──────── Given records ────────

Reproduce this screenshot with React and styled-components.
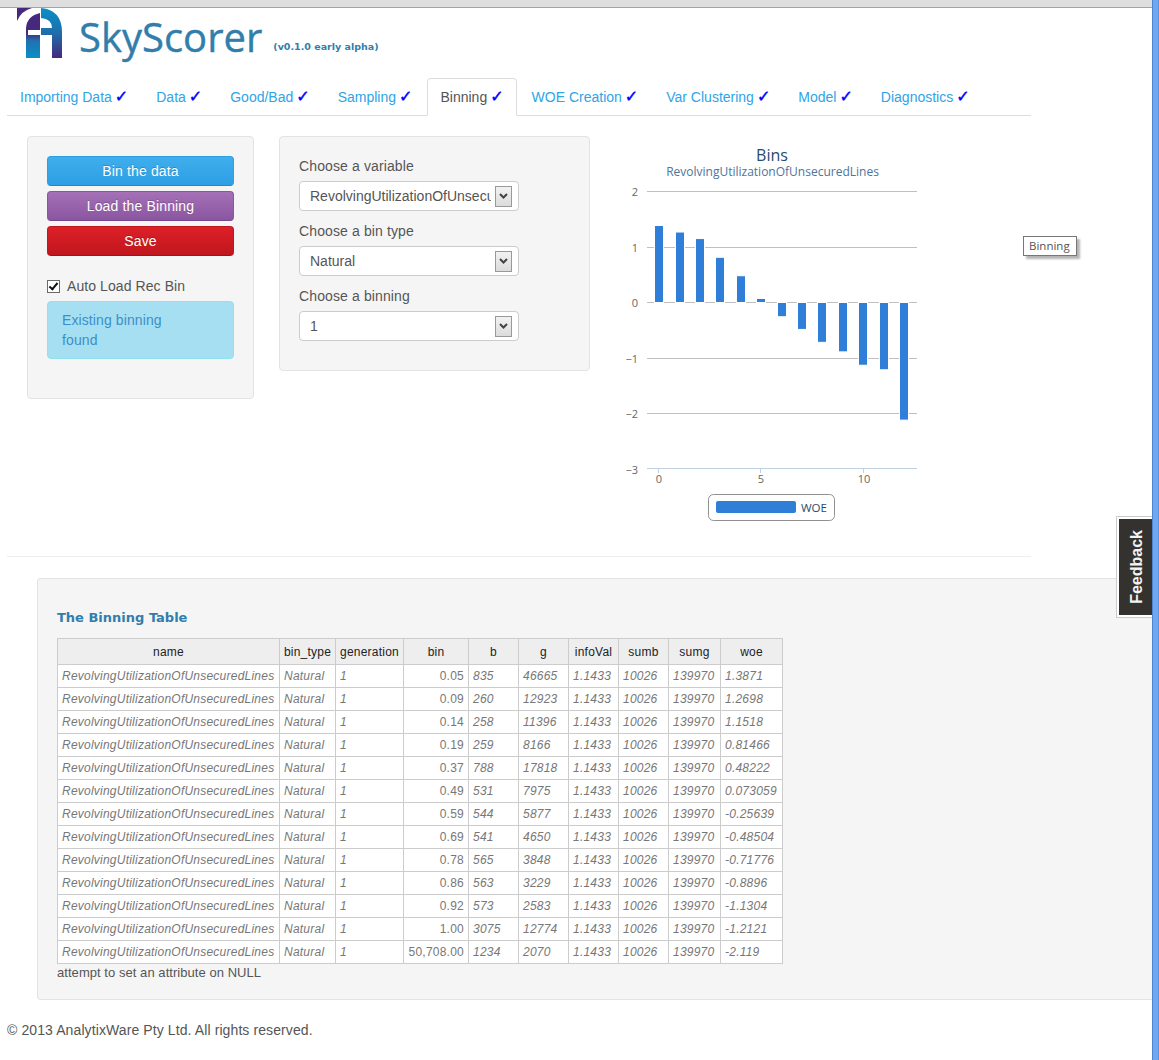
import React from 'react';
import styled, { createGlobalStyle } from 'styled-components';

const GlobalStyle = createGlobalStyle`
  html, body {
    margin: 0;
    padding: 0;
    background: #fff;
    font-family: "Liberation Sans", Arial, sans-serif;
    font-size: 14px;
    color: #555;
  }
`;

const BRAND_FONT = `"DejaVu Sans", Verdana, sans-serif`;
const CHART_FONT = `"Open Sans", "DejaVu Sans", sans-serif`;

const Page = styled.div`
  position: relative;
  display: flex;
  width: 1159px;
  height: 1060px;
  overflow: hidden;
`;

const Main = styled.div`
  width: 1152px;
  flex: none;
`;

const WindowEdge = styled.div`
  flex: 1;
  background: #6ea8f0;
  border-left: 1px solid #4f86cf;
  border-right: 1px solid #5f97de;
`;

const ChromeBar = styled.div`
  height: 7px;
  background: #dedede;
  border-bottom: 1px solid #a3a3a3;
`;

const Brand = styled.header`
  display: flex;
  align-items: flex-start;
  height: 50px;
  padding-left: 17px;
`;

const Title = styled.h1`
  margin: 4px 0 0 17px;
  font-family: "Open Sans", sans-serif;
  font-size: 40px;
  line-height: 50px;
  font-weight: 400;
  color: #317eac;
  -webkit-text-stroke: 0.4px #317eac;
`;

const Version = styled.small`
  margin: 31px 0 0 11px;
  font-family: ${BRAND_FONT};
  font-size: 9.5px;
  line-height: 16px;
  font-weight: 700;
  color: #317eac;
`;

const Tabs = styled.ul`
  display: flex;
  width: 1024px;
  height: 37px;
  margin: 20px 0 0 7px;
  padding: 0;
  list-style: none;
  border-bottom: 1px solid #ddd;
`;

const Tab = styled.li`
  box-sizing: border-box;
  height: 38px;
  margin-right: 2px;
  padding: 8px 12px;
  line-height: 20px;
  white-space: nowrap;
  color: ${p => (p.$active ? '#555' : '#2fa4e7')};
  background: ${p => (p.$active ? '#fff' : 'transparent')};
  border: 1px solid ${p => (p.$active ? '#ddd' : 'transparent')};
  border-bottom-color: ${p => (p.$active ? '#fff' : 'transparent')};
  border-radius: 4px 4px 0 0;
`;

const Tick = styled.span`
  margin-left: 3px;
  font-family: "DejaVu Sans", sans-serif;
  font-size: 16px;
  font-weight: 700;
  color: #0000ff;
  -webkit-text-stroke: 0.5px #0000ff;
`;

const Workspace = styled.section`
  display: flex;
  align-items: flex-start;
  height: 400px;
  margin: 20px 0 0 27px;
`;

const Well = styled.div`
  box-sizing: border-box;
  padding: 19px;
  background: #f5f5f5;
  border: 1px solid #e3e3e3;
  border-radius: 4px;
`;

const ActionsWell = styled(Well)`
  width: 227px;
  height: 263px;
  margin-right: 25px;
`;

const VariableWell = styled(Well)`
  width: 311px;
  height: 235px;
  margin-right: 20px;
`;

const ActionButton = styled.button`
  display: block;
  box-sizing: border-box;
  width: 187px;
  height: 30px;
  margin: 0 0 5px;
  padding: 0;
  font: 14px/20px "Liberation Sans", Arial, sans-serif;
  letter-spacing: 0.15px;
  color: #fff;
  text-shadow: 0 -1px 0 rgba(0, 0, 0, 0.2);
  background: linear-gradient(${p => p.$from}, ${p => p.$to});
  border: 1px solid ${p => p.$to};
  border-bottom-color: ${p => p.$edge};
  border-radius: 4px;
`;

const CheckRow = styled.label`
  display: flex;
  align-items: center;
  height: 20px;
  margin: 20px 0 5px;
  line-height: 20px;
  letter-spacing: 0.08px;
`;

const CheckInput = styled.input`
  appearance: none;
  position: relative;
  box-sizing: border-box;
  width: 13px;
  height: 13px;
  margin: 0 7px 0 0;
  background: #fff;
  border: 1px solid #6a6a6a;

  &:checked::after {
    content: '';
    position: absolute;
    left: 3px;
    top: 0;
    width: 3px;
    height: 7px;
    border: solid #111;
    border-width: 0 2px 2px 0;
    transform: rotate(40deg);
  }
`;

const Notice = styled.div`
  box-sizing: border-box;
  width: 187px;
  height: 58px;
  padding: 8px 35px 8px 14px;
  line-height: 20px;
  letter-spacing: 0.1px;
  color: #3a8fc9;
  background: #a6dff1;
  border: 1px solid #8fe3ee;
  border-radius: 4px;
`;

const FieldLabel = styled.div`
  height: 20px;
  margin-bottom: 5px;
  line-height: 20px;
  letter-spacing: 0.12px;
`;

const Dropdown = styled.div`
  display: flex;
  align-items: center;
  box-sizing: border-box;
  width: 220px;
  height: 30px;
  margin-bottom: 10px;
  padding: 0 6px 0 10px;
  background: #fff;
  border: 1px solid #ccc;
  border-radius: 4px;
`;

const DropdownValue = styled.span`
  flex: 1;
  overflow: hidden;
  white-space: nowrap;
  line-height: 20px;
  margin-right: 4px;
`;

const DropdownArrow = styled.span`
  display: flex;
  align-items: center;
  justify-content: center;
  box-sizing: border-box;
  width: 17px;
  height: 21px;
  background: linear-gradient(#f2f2f2, #dcdcdc);
  border: 1px solid #999;
`;

const ChartSvg = styled.svg`
  display: block;
  flex: none;
  width: 320px;
  height: 400px;
  font-family: ${CHART_FONT};
`;

const Tooltip = styled.div`
  position: absolute;
  left: 1023px;
  top: 236px;
  box-sizing: border-box;
  width: 54px;
  height: 20px;
  padding-left: 5px;
  font-family: ${CHART_FONT};
  font-size: 11.5px;
  line-height: 18px;
  color: #555;
  background: #fff;
  border: 1px solid #777;
  box-shadow: 3px 3px 2px #b5b5b5;
`;

const Divider = styled.hr`
  width: 1024px;
  height: 1px;
  margin: 20px 0 0 7px;
  background: #eee;
  border: 0;
`;

const TableWell = styled(Well)`
  width: 1125px;
  height: 422px;
  margin: 21px 0 0 37px;
  padding: 30px 19px 0;
  border-right: 0;
  border-radius: 4px 0 0 4px;
`;

const TableTitle = styled.h4`
  height: 17px;
  margin: 0 0 12px;
  font-family: ${BRAND_FONT};
  font-size: 13px;
  line-height: 17px;
  font-weight: 700;
  color: #317eac;
`;

const BinTable = styled.table`
  width: 725px;
  table-layout: fixed;
  border-collapse: collapse;
  background: #fff;
  font-size: 12px;
  letter-spacing: 0.23px;
`;

const HeadCell = styled.th`
  box-sizing: border-box;
  width: ${p => p.$w}px;
  height: 26px;
  padding: 0;
  font-weight: 400;
  text-align: center;
  white-space: nowrap;
  color: #222;
  background: #eee;
  border: 1px solid #ccc;
`;

const Cell = styled.td`
  height: 22px;
  padding: 0 4px;
  white-space: nowrap;
  overflow: hidden;
  font-style: ${p => (p.$num ? 'normal' : 'italic')};
  text-align: ${p => (p.$num ? 'right' : 'left')};
  color: #777;
  border: 1px solid #ccc;
`;

const TableNote = styled.div`
  margin-top: 1px;
  font-size: 13px;
  line-height: 16px;
  letter-spacing: 0.05px;
`;

const Footer = styled.footer`
  margin: 20px 0 0 7px;
  line-height: 20px;
  letter-spacing: 0.1px;
`;

const FeedbackTab = styled.div`
  position: absolute;
  left: 1116px;
  top: 516px;
  box-sizing: border-box;
  width: 36px;
  height: 102px;
  padding: 2px 0 2px 2px;
  background: #fff;
  border: 1px solid #ccc;
  border-right: 0;
`;

const FeedbackFace = styled.div`
  display: flex;
  align-items: center;
  justify-content: center;
  height: 100%;
  padding-left: 2px;
  background: #33322f;
`;

const FeedbackLabel = styled.span`
  writing-mode: vertical-rl;
  transform: rotate(180deg);
  font-size: 16px;
  font-weight: 700;
  color: #f2f2f2;
`;

const tabs = ['Importing Data', 'Data', 'Good/Bad', 'Sampling', 'Binning', 'WOE Creation', 'Var Clustering', 'Model', 'Diagnostics'];

const columns = [
  ['name', 222], ['bin_type', 56], ['generation', 68], ['bin', 65], ['b', 50],
  ['g', 50], ['infoVal', 50], ['sumb', 50], ['sumg', 52], ['woe', 62],
];

const rows = [
  ['0.05', 835, 46665, 1.3871],
  ['0.09', 260, 12923, 1.2698],
  ['0.14', 258, 11396, 1.1518],
  ['0.19', 259, 8166, 0.81466],
  ['0.37', 788, 17818, 0.48222],
  ['0.49', 531, 7975, 0.073059],
  ['0.59', 544, 5877, -0.25639],
  ['0.69', 541, 4650, -0.48504],
  ['0.78', 565, 3848, -0.71776],
  ['0.86', 563, 3229, -0.8896],
  ['0.92', 573, 2583, -1.1304],
  ['1.00', 3075, 12774, -1.2121],
  ['50,708.00', 1234, 2070, -2.119],
];

const ZERO_Y = 302.5;
const UNIT = 55.5;
const BAR_X = [659, 680, 700, 720, 741, 761, 782, 802, 822, 843, 863, 884, 904];
const gridY = v => Math.floor(ZERO_Y - v * UNIT) + 0.5;

const Logo = () => (
  <svg width="45" height="50" viewBox="0 0 45 50" style={{ flex: 'none' }}>
    <defs>
      <linearGradient id="logoLeft" x1="0" y1="0" x2="0" y2="1">
        <stop offset="0.45" stopColor="#46287c" />
        <stop offset="0.62" stopColor="#1f72b0" />
        <stop offset="1" stopColor="#0a8fc6" />
      </linearGradient>
      <linearGradient id="logoRight" x1="0" y1="0" x2="0" y2="1">
        <stop offset="0" stopColor="#0a8fc6" />
        <stop offset="0.5" stopColor="#1f6eaa" />
        <stop offset="1" stopColor="#46287c" />
      </linearGradient>
    </defs>
    <path d="M0 0H15Q4 3 0 13Z" fill="#46287c" />
    <path d="M9 50V20Q10 8 23 5V22H11V27H23V50Z" fill="url(#logoLeft)" />
    <path d="M24 0Q45 2 45 24V50H35V27H24V20H35Q35 11 24 10Z" fill="url(#logoRight)" />
  </svg>
);

const Chart = () => (
  <ChartSvg viewBox="610 136 320 400">
    <text x="772" y="161" textAnchor="middle" fontSize="16" fill="#274b6d">Bins</text>
    <text x="772.5" y="176" textAnchor="middle" fontSize="12" fill="#4d759e">RevolvingUtilizationOfUnsecuredLines</text>
    {[2, 1, 0, -1, -2].map(v => (
      <line key={v} x1="647" x2="917" y1={gridY(v)} y2={gridY(v)} stroke="#c0c0c0" />
    ))}
    <line x1="647" x2="917" y1="468.5" y2="468.5" stroke="#c0d0e0" />
    {[2, 1, 0, -1, -2, -3].map(v => (
      <text key={v} x="638" y={gridY(v) + 4} textAnchor="end" fontSize="11" fill="#666">
        {v < 0 ? `\u2212${-v}` : v}
      </text>
    ))}
    {[[0, 659], [5, 761], [10, 864]].map(([v, x]) => (
      <g key={v}>
        <line x1={x - 0.5} x2={x - 0.5} y1="469" y2="473" stroke="#c0d0e0" />
        <text x={x} y="483" textAnchor="middle" fontSize="11" fill="#666">{v}</text>
      </g>
    ))}
    {rows.map((r, i) => {
      const h = Math.abs(r[3]) * UNIT;
      return (
        <rect
          key={r[0]}
          x={BAR_X[i] - 4.5}
          y={r[3] > 0 ? ZERO_Y - h : ZERO_Y}
          width="9"
          height={h}
          fill="#2f7ed8"
          stroke="#fff"
        />
      );
    })}
    <rect x="708.5" y="494.5" width="126" height="26" rx="5" fill="#fff" stroke="#909090" />
    <rect x="716" y="501" width="80" height="12" rx="2" fill="#2f7ed8" />
    <text x="801" y="512" fontSize="11.5" fill="#274b6d">WOE</text>
  </ChartSvg>
);

const App = () => (
  <Page>
    <GlobalStyle />
    <Main>
      <ChromeBar />
      <Brand>
        <Logo />
        <Title>SkyScorer</Title>
        <Version>(v0.1.0 early alpha)</Version>
      </Brand>
      <Tabs>
        {tabs.map(t => (
          <Tab key={t} $active={t === 'Binning'}>
            {t}<Tick>✓</Tick>
          </Tab>
        ))}
      </Tabs>
      <Workspace>
        <ActionsWell>
          <ActionButton $from="#40aeed" $to="#2d9fe3" $edge="#2588c4">Bin the data</ActionButton>
          <ActionButton $from="#a570b6" $to="#8a56a0" $edge="#764789">Load the Binning</ActionButton>
          <ActionButton $from="#dd2028" $to="#c0161d" $edge="#a01218">Save</ActionButton>
          <CheckRow>
            <CheckInput type="checkbox" defaultChecked />
            Auto Load Rec Bin
          </CheckRow>
          <Notice>Existing binning found</Notice>
        </ActionsWell>
        <VariableWell>
          {[
            ['Choose a variable', 'RevolvingUtilizationOfUnsecuredLines'],
            ['Choose a bin type', 'Natural'],
            ['Choose a binning', '1'],
          ].map(([label, value]) => (
            <div key={label}>
              <FieldLabel>{label}</FieldLabel>
              <Dropdown>
                <DropdownValue>{value}</DropdownValue>
                <DropdownArrow>
                  <svg width="9" height="6" viewBox="0 0 9 6">
                    <path d="M1 1L4.5 4.5L8 1" fill="none" stroke="#444" strokeWidth="2" />
                  </svg>
                </DropdownArrow>
              </Dropdown>
            </div>
          ))}
        </VariableWell>
        <Chart />
      </Workspace>
      <Divider />
      <TableWell>
        <TableTitle>The Binning Table</TableTitle>
        <BinTable>
          <thead>
            <tr>
              {columns.map(([name, w]) => (
                <HeadCell key={name} $w={w}>{name}</HeadCell>
              ))}
            </tr>
          </thead>
          <tbody>
            {rows.map(r => (
              <tr key={r[0]}>
                <Cell>RevolvingUtilizationOfUnsecuredLines</Cell>
                <Cell>Natural</Cell>
                <Cell>1</Cell>
                <Cell $num>{r[0]}</Cell>
                <Cell>{r[1]}</Cell>
                <Cell>{r[2]}</Cell>
                <Cell>1.1433</Cell>
                <Cell>10026</Cell>
                <Cell>139970</Cell>
                <Cell>{r[3]}</Cell>
              </tr>
            ))}
          </tbody>
        </BinTable>
        <TableNote>attempt to set an attribute on NULL</TableNote>
      </TableWell>
      <Footer>© 2013 AnalytixWare Pty Ltd. All rights reserved.</Footer>
    </Main>
    <WindowEdge />
    <Tooltip>Binning</Tooltip>
    <FeedbackTab>
      <FeedbackFace>
        <FeedbackLabel>Feedback</FeedbackLabel>
      </FeedbackFace>
    </FeedbackTab>
  </Page>
);

export default App;
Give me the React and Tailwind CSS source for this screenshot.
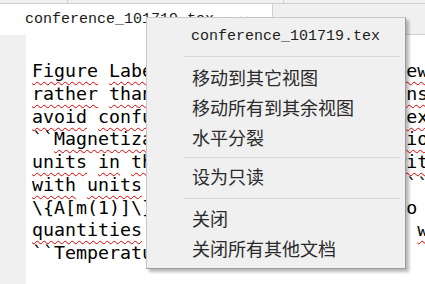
import React from 'react';

const LINES = [
  '~Figure~ ~Labels~: ~Use~ 8 ~point~ ~Times~ ~New~ ~Roman~ ~for~ ~Figure~ ~labels~. ~Use~ ~words~',
  '~rather~ ~than~ ~symbols~ ~or~ ~abbreviations~ ~when~ ~writing~ ~Figure~ ~axis~ ~labels~ ~to~',
  '~avoid~ ~confusing~ ~the~ ~reader~. ~As~ ~an~ ~example~, ~write~ ~the~ ~quantity~',
  "``~Magnetization~'', ~or~ ``~Magnetization~, M'', ~not~ ~just~ ``M''. ~If~ ~including~",
  '~units~ ~in~ ~the~ ~label~, ~present~ ~them~ ~within~ ~parentheses~. Do ~not~ ~label~ ~axes~',
  '~with~ ~units~. ~In~ ~the~ ~example~, ~write~ ``~Magnetization~',
  "\\{A[m(1)]\\}'', ~not~ ~just~ ``A/m''. Do ~not~ ~label~ ~axes~ ~with~ ~a~ ~ratio~ ~of~",
  "~quantities~ ~and~ ~units~. ~For~ ~example~, ~write~ ``Temperature (K)'', ~not~",
  "``Temperature/K''.",
];

function Line({ text }) {
  // segments between ~ marks get the spell-check squiggle
  const parts = text.split('~');
  return (
    <div className="h-[22.75px] leading-[22.75px] whitespace-pre">
      {parts.map((p, i) =>
        i % 2 === 1 ? (
          <span
            key={i}
            className="underline decoration-wavy decoration-[#e00000] decoration-1 underline-offset-[4px]"
          >
            {p}
          </span>
        ) : (
          <span key={i}>{p}</span>
        )
      )}
    </div>
  );
}

const Separator = ({ top, bottom }) => (
  <div className={`${top} ${bottom} ml-[37px] mr-[5px] h-px bg-[#d7d7d7]`} />
);

function MenuItem({ label }) {
  return (
    <div className="h-[30px] flex items-center pl-[45px] text-[18px] text-[#2a2a2a] font-['Noto_Sans_CJK_SC',sans-serif]">
      {label}
    </div>
  );
}

function ContextMenu() {
  return (
    <div className="absolute left-[146px] top-[17px] w-[260px] h-[252px] bg-[#f0f0f0] border border-[#c8c8c8] border-r-[#9a9a9a] border-b-[#9a9a9a] shadow-[3px_3px_3px_rgba(0,0,0,0.28)] pt-[4px]">
      <div className="h-[30px] flex items-center pl-[44px] text-[15px] text-[#1e1e1e] font-['Liberation_Mono',monospace]">
        conference_101719.tex
      </div>
      <Separator top="mt-[4px]" bottom="mb-[5px]" />
      <MenuItem label="移动到其它视图" />
      <MenuItem label="移动所有到其余视图" />
      <MenuItem label="水平分裂" />
      <Separator top="mt-[5px]" bottom="mb-[3px]" />
      <MenuItem label="设为只读" />
      <Separator top="mt-[7px]" bottom="mb-[4px]" />
      <MenuItem label="关闭" />
      <MenuItem label="关闭所有其他文档" />
    </div>
  );
}

export default function App() {
  return (
    <div className="relative w-[425px] h-[284px] overflow-hidden bg-[#f0f0f0] flex flex-col">
      {/* remnant of the bar above */}
      <div className="h-[4px] flex border-b border-[#cfcfcf]">
        <div className="w-[68px] border-r border-[#cfcfcf]" />
        <div className="w-[216px] border-r border-[#cfcfcf]" />
        <div className="flex-1" />
      </div>

      {/* tab bar */}
      <div className="h-[31px] flex">
        <div className="w-[273px] bg-white border-r border-[#d0d0d0] flex items-center pl-[25px] pt-[2px] text-[15px] text-[#1a1a1a] font-['Liberation_Mono',monospace]">
          <span>conference_101719.tex</span>
          <span className="ml-[23px] text-[16px] text-[#333] font-['DejaVu_Sans',sans-serif]">×</span>
        </div>
        <div className="flex-1 border-b border-[#cfcfcf]" />
      </div>

      {/* editor */}
      <div className="flex-1 flex">
        <div className="w-[26px] bg-[#f0f0f0]" />
        <div className="flex-1 bg-white overflow-hidden pt-[25px] pl-[6px] text-[18.3px] text-black font-['DejaVu_Sans_Mono',monospace]">
          {LINES.map((l, i) => (
            <Line key={i} text={l} />
          ))}
        </div>
      </div>

      <ContextMenu />
    </div>
  );
}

────────

Say how many lines above hold the word "screenshot", giving only the count.

2